• **WORK TO DO**: Output all the data exactly. Pictures do not belong in the copy.
● ● ● ●
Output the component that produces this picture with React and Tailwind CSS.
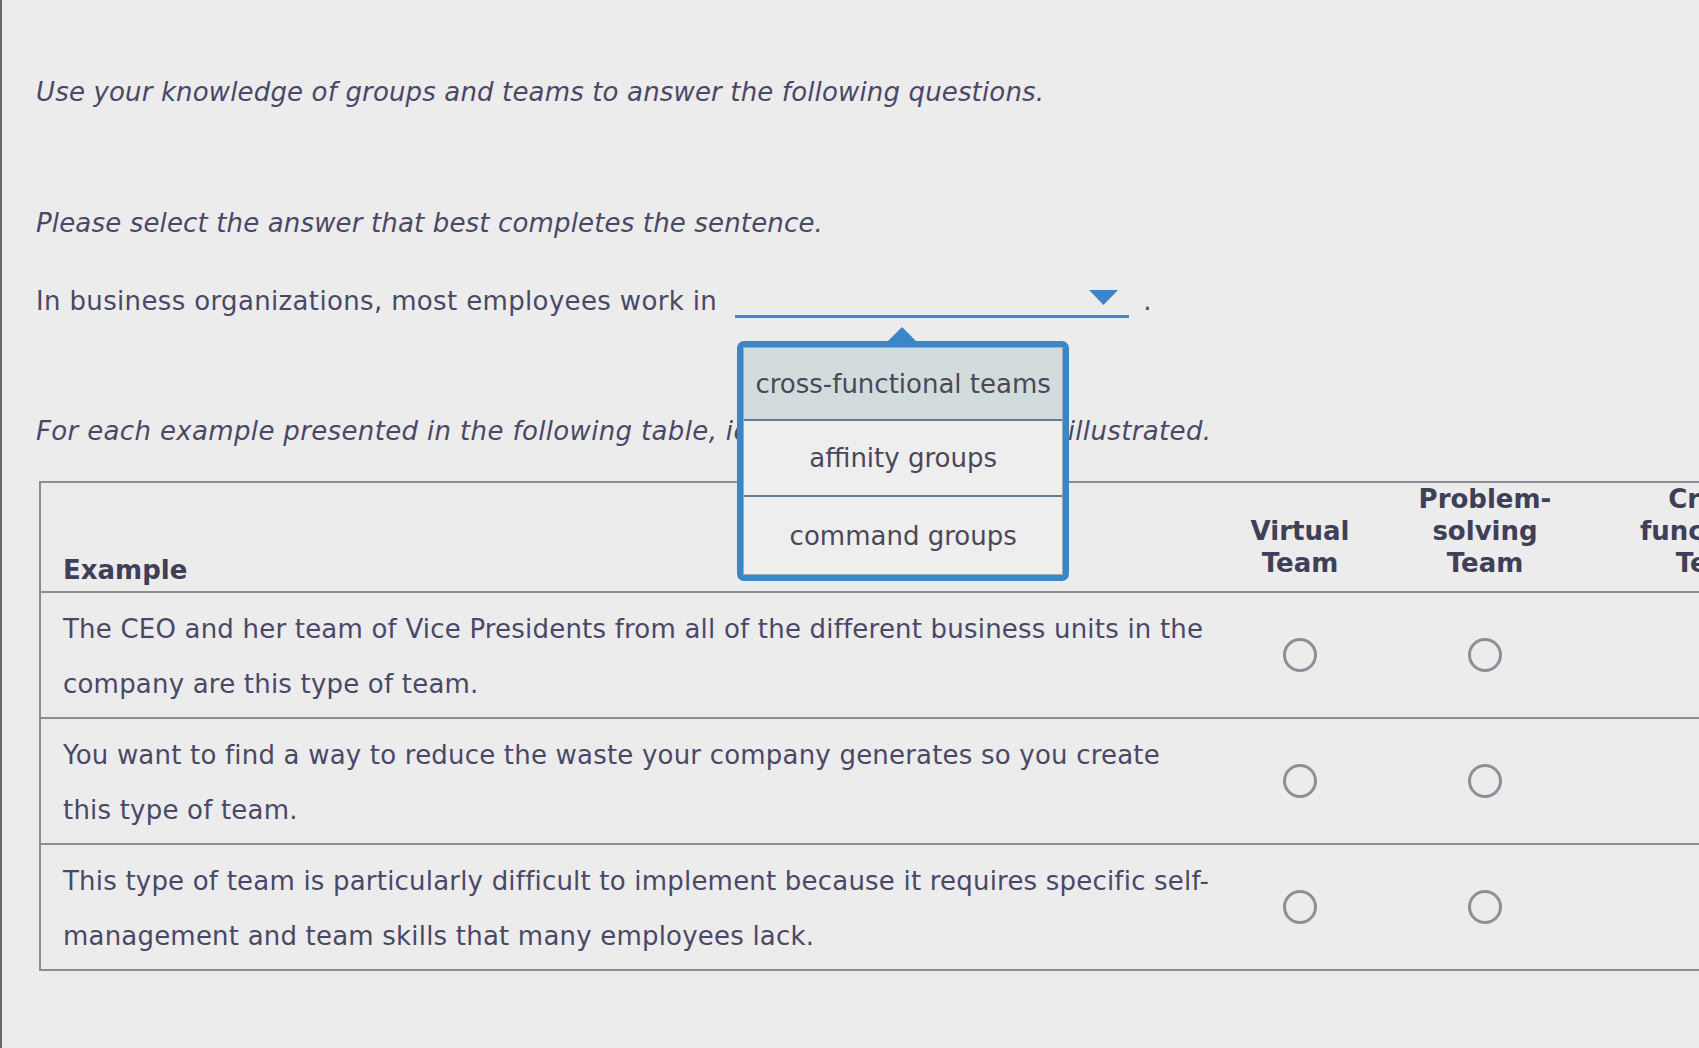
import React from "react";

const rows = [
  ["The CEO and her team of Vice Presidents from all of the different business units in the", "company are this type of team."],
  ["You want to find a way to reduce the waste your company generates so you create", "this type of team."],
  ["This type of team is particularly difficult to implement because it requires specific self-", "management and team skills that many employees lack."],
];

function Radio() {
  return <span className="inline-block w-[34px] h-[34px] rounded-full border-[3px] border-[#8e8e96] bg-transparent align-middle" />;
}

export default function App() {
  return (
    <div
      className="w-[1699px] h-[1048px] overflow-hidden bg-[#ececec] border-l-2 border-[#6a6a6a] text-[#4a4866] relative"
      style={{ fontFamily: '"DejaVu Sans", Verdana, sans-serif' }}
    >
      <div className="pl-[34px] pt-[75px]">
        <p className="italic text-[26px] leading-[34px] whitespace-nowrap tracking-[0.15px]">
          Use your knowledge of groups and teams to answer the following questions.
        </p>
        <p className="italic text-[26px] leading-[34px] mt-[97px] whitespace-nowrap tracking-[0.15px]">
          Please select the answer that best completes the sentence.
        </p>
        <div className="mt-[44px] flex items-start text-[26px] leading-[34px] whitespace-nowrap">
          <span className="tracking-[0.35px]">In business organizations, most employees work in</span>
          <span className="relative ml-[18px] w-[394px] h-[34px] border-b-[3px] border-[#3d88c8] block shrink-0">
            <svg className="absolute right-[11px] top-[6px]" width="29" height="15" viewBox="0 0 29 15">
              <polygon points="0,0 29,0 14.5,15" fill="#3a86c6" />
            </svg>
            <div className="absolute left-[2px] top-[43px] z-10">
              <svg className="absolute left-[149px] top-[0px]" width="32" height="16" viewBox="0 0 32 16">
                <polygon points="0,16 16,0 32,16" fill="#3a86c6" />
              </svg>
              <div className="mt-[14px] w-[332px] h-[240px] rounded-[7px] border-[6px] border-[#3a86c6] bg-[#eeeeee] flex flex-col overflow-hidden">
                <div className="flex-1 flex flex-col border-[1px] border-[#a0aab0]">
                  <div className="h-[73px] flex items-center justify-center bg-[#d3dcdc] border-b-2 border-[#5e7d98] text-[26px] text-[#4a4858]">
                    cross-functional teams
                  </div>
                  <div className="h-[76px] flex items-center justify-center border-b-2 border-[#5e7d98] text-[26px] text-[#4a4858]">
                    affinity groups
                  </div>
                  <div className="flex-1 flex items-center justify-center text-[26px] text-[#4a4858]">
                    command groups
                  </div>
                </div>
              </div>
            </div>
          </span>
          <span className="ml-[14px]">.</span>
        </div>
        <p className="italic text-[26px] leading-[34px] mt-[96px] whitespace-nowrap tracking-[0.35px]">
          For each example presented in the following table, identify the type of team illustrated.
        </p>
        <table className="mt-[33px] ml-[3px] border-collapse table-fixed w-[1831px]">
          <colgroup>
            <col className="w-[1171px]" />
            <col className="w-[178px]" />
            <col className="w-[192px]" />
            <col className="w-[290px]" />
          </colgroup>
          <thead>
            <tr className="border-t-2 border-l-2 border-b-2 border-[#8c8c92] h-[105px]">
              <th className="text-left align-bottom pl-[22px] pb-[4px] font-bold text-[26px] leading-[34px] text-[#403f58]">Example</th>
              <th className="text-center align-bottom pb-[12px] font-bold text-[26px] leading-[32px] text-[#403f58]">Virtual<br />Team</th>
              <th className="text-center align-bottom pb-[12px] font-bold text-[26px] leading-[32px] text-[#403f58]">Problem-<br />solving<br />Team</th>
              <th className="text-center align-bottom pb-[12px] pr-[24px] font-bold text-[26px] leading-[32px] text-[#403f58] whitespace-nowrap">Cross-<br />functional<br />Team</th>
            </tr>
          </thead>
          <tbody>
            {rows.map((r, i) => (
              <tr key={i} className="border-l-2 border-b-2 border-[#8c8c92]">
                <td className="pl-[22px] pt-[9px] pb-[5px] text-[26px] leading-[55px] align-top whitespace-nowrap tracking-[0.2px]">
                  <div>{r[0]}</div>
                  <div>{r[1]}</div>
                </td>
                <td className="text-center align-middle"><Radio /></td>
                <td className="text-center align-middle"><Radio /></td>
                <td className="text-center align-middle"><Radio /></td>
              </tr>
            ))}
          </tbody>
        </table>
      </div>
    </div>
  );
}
● ● ● ●
• **RESULT FOR THIS EXERCISE**:
Output the component that produces this picture with React and Tailwind CSS.
import React from "react";

const rows = [
  ["The CEO and her team of Vice Presidents from all of the different business units in the", "company are this type of team."],
  ["You want to find a way to reduce the waste your company generates so you create", "this type of team."],
  ["This type of team is particularly difficult to implement because it requires specific self-", "management and team skills that many employees lack."],
];

function Radio() {
  return <span className="inline-block w-[34px] h-[34px] rounded-full border-[3px] border-[#8e8e96] bg-transparent align-middle" />;
}

export default function App() {
  return (
    <div
      className="w-[1699px] h-[1048px] overflow-hidden bg-[#ececec] border-l-2 border-[#6a6a6a] text-[#4a4866] relative"
      style={{ fontFamily: '"DejaVu Sans", Verdana, sans-serif' }}
    >
      <div className="pl-[34px] pt-[75px]">
        <p className="italic text-[26px] leading-[34px] whitespace-nowrap tracking-[0.15px]">
          Use your knowledge of groups and teams to answer the following questions.
        </p>
        <p className="italic text-[26px] leading-[34px] mt-[97px] whitespace-nowrap tracking-[0.15px]">
          Please select the answer that best completes the sentence.
        </p>
        <div className="mt-[44px] flex items-start text-[26px] leading-[34px] whitespace-nowrap">
          <span className="tracking-[0.35px]">In business organizations, most employees work in</span>
          <span className="relative ml-[18px] w-[394px] h-[34px] border-b-[3px] border-[#3d88c8] block shrink-0">
            <svg className="absolute right-[11px] top-[6px]" width="29" height="15" viewBox="0 0 29 15">
              <polygon points="0,0 29,0 14.5,15" fill="#3a86c6" />
            </svg>
            <div className="absolute left-[2px] top-[43px] z-10">
              <svg className="absolute left-[149px] top-[0px]" width="32" height="16" viewBox="0 0 32 16">
                <polygon points="0,16 16,0 32,16" fill="#3a86c6" />
              </svg>
              <div className="mt-[14px] w-[332px] h-[240px] rounded-[7px] border-[6px] border-[#3a86c6] bg-[#eeeeee] flex flex-col overflow-hidden">
                <div className="flex-1 flex flex-col border-[1px] border-[#a0aab0]">
                  <div className="h-[73px] flex items-center justify-center bg-[#d3dcdc] border-b-2 border-[#5e7d98] text-[26px] text-[#4a4858]">
                    cross-functional teams
                  </div>
                  <div className="h-[76px] flex items-center justify-center border-b-2 border-[#5e7d98] text-[26px] text-[#4a4858]">
                    affinity groups
                  </div>
                  <div className="flex-1 flex items-center justify-center text-[26px] text-[#4a4858]">
                    command groups
                  </div>
                </div>
              </div>
            </div>
          </span>
          <span className="ml-[14px]">.</span>
        </div>
        <p className="italic text-[26px] leading-[34px] mt-[96px] whitespace-nowrap tracking-[0.35px]">
          For each example presented in the following table, identify the type of team illustrated.
        </p>
        <table className="mt-[33px] ml-[3px] border-collapse table-fixed w-[1831px]">
          <colgroup>
            <col className="w-[1171px]" />
            <col className="w-[178px]" />
            <col className="w-[192px]" />
            <col className="w-[290px]" />
          </colgroup>
          <thead>
            <tr className="border-t-2 border-l-2 border-b-2 border-[#8c8c92] h-[105px]">
              <th className="text-left align-bottom pl-[22px] pb-[4px] font-bold text-[26px] leading-[34px] text-[#403f58]">Example</th>
              <th className="text-center align-bottom pb-[12px] font-bold text-[26px] leading-[32px] text-[#403f58]">Virtual<br />Team</th>
              <th className="text-center align-bottom pb-[12px] font-bold text-[26px] leading-[32px] text-[#403f58]">Problem-<br />solving<br />Team</th>
              <th className="text-center align-bottom pb-[12px] pr-[24px] font-bold text-[26px] leading-[32px] text-[#403f58] whitespace-nowrap">Cross-<br />functional<br />Team</th>
            </tr>
          </thead>
          <tbody>
            {rows.map((r, i) => (
              <tr key={i} className="border-l-2 border-b-2 border-[#8c8c92]">
                <td className="pl-[22px] pt-[9px] pb-[5px] text-[26px] leading-[55px] align-top whitespace-nowrap tracking-[0.2px]">
                  <div>{r[0]}</div>
                  <div>{r[1]}</div>
                </td>
                <td className="text-center align-middle"><Radio /></td>
                <td className="text-center align-middle"><Radio /></td>
                <td className="text-center align-middle"><Radio /></td>
              </tr>
            ))}
          </tbody>
        </table>
      </div>
    </div>
  );
}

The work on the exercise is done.